Şeker hastalarının kalp hastalıklarına yakalanma riski çok yüksek. Şeker hastalarının üçte biri kalp ve kan hastalıklarından yaşamını yitiriyor. Tip 2 diyabet hastaları en büyük risk grubunu oluşturuyor. Kan şekeriniz ne kadar yüksek ise risk o kadar artıyor.
Yüksek kolesterol, damar tıkanıklığına yol açıyor. Bu da kalbe giden damarları daraltarak kalbin performansını düşürüyor. Kırmızı et, peynir, kabuklu deniz ürünleri, fast food gibi yiyeceklerde bulunan lipoprotein tüketimini minimuma indirerek kolesterole bağlı kalp krizi riskini azaltabilirsiniz.

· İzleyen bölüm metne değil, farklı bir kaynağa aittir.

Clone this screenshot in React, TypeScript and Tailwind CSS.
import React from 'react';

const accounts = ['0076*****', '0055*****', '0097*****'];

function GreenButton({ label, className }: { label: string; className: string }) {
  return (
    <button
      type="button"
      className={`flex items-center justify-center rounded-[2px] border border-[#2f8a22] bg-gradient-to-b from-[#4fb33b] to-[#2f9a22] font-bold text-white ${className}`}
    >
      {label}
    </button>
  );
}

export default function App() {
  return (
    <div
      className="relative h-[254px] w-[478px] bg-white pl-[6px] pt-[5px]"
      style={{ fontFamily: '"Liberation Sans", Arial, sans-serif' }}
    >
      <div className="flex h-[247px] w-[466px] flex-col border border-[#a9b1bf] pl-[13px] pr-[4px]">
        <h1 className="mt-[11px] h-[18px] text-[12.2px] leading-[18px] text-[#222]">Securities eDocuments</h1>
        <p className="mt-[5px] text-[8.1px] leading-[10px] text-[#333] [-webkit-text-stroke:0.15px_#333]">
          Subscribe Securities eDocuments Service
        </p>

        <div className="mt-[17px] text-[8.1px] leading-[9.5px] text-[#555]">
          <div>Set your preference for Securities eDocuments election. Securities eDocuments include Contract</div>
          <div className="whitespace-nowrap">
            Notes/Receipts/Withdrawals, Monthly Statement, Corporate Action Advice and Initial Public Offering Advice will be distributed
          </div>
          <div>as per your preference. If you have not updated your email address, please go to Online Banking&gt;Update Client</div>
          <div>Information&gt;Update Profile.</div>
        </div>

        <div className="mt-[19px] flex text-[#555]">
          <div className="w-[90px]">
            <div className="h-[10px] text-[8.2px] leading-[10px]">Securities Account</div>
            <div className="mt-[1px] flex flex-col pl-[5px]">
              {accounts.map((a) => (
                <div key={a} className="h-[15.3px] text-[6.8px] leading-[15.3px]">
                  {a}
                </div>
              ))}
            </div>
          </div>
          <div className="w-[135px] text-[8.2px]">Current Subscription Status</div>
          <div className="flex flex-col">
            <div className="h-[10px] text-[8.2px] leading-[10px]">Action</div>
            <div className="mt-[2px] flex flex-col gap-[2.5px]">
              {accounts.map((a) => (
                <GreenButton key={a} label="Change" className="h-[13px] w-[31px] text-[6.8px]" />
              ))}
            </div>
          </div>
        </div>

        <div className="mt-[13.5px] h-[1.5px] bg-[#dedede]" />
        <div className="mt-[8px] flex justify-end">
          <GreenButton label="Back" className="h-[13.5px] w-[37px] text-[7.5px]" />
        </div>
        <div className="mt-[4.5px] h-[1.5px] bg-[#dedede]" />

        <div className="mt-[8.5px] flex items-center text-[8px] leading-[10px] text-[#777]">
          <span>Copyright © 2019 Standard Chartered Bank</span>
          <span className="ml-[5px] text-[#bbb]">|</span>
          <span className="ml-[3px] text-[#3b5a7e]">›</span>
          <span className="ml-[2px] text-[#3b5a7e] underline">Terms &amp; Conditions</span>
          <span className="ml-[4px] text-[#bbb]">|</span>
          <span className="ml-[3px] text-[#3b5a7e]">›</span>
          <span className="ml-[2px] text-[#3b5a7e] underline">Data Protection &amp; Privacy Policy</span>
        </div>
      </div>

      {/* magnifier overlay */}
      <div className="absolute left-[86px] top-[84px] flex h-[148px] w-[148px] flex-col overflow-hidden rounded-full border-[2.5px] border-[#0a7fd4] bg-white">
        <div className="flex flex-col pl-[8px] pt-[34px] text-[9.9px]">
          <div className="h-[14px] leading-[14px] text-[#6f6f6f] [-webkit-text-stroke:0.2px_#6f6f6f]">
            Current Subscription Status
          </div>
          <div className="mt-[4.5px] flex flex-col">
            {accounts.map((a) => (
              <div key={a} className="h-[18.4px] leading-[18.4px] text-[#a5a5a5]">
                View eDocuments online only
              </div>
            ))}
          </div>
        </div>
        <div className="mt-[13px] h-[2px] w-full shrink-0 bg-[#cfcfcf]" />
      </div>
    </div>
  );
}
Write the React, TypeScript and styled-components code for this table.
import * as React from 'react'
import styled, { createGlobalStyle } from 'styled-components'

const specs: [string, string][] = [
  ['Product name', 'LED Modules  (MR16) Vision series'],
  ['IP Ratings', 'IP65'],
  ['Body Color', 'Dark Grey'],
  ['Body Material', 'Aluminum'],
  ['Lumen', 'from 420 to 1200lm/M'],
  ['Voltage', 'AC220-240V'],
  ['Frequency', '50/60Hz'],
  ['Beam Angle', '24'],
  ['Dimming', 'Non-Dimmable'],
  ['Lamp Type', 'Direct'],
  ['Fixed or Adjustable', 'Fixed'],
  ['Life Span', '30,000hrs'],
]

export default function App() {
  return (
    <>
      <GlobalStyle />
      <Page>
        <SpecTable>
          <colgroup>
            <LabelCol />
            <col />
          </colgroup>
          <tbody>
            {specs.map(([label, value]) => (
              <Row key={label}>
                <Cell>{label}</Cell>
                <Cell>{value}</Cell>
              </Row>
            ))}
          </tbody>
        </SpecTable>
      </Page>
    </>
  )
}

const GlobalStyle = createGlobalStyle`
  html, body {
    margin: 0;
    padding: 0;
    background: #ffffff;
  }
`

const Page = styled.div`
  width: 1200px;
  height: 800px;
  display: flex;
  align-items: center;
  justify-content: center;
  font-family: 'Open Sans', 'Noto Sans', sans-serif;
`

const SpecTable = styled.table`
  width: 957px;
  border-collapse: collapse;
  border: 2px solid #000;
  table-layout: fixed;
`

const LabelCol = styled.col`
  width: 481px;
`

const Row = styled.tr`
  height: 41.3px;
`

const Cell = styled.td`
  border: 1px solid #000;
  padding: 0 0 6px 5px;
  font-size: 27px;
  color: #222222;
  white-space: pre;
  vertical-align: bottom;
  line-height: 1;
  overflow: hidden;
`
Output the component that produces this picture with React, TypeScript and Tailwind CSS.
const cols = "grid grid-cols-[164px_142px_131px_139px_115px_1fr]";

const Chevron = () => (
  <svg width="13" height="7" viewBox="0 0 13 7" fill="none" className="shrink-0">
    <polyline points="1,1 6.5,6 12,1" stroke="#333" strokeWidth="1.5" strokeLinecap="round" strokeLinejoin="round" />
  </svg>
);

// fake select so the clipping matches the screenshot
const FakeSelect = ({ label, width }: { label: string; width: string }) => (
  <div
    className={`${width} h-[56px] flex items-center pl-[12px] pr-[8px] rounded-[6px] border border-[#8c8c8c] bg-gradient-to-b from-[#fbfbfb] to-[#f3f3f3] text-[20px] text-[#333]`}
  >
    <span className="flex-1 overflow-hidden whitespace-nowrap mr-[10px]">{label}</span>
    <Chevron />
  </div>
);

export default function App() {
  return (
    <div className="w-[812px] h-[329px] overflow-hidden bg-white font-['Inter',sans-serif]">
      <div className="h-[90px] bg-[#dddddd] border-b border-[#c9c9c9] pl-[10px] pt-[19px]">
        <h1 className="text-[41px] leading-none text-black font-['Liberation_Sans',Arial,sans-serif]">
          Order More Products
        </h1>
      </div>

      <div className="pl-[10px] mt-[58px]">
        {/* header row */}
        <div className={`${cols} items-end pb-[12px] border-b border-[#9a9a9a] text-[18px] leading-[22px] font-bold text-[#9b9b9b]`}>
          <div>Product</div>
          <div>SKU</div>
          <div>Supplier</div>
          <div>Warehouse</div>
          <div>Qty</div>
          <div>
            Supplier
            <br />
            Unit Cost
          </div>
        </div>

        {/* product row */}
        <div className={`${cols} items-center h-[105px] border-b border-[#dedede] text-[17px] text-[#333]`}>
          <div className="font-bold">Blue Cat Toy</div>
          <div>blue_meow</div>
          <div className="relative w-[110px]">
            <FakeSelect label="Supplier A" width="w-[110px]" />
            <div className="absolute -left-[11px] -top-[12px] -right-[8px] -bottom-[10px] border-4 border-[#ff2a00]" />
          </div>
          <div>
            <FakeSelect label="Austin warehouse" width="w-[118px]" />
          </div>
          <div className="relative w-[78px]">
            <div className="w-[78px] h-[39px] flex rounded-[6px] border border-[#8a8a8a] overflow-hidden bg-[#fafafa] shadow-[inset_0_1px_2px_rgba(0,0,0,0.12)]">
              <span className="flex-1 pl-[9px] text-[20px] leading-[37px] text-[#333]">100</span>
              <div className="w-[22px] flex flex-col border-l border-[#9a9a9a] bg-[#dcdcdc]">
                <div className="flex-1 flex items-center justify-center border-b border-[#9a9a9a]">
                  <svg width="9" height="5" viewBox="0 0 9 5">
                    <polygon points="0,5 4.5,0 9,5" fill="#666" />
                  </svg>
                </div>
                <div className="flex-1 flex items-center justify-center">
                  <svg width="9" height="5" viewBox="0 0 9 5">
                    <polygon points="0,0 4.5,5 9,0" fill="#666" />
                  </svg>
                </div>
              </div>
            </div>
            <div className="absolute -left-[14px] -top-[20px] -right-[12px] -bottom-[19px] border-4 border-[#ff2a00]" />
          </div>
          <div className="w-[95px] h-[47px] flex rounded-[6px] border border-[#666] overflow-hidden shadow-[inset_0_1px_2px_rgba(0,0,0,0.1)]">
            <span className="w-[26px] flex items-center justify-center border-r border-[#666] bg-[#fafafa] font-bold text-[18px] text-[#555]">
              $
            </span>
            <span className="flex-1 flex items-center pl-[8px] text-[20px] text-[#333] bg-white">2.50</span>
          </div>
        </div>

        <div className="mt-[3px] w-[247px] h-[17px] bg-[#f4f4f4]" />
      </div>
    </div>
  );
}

Obezite ya da diğer kiloya bağlı hastalıklar kalp hastalıkları riskini arttırıyor. Vücut kitlesi, insan kalbinin kaldırabileceği seviyenin üzerine çıktığında kalp performansı düşebiliyor. Fazla kilo aynı zamanda yüksek tansiyona yol açarak kalbe oksijen akışını etkileyebiliyor.
Yüksek tansiyon, kolesterol gibi başka faktörlerle birleştiğinde kalp krizi riski yedi kat artıyor. Bu nedenle bütün risk faktörlerini kontrol altında tutmak, kalp hastalıklarını önlemek için hayati önem taşıyor.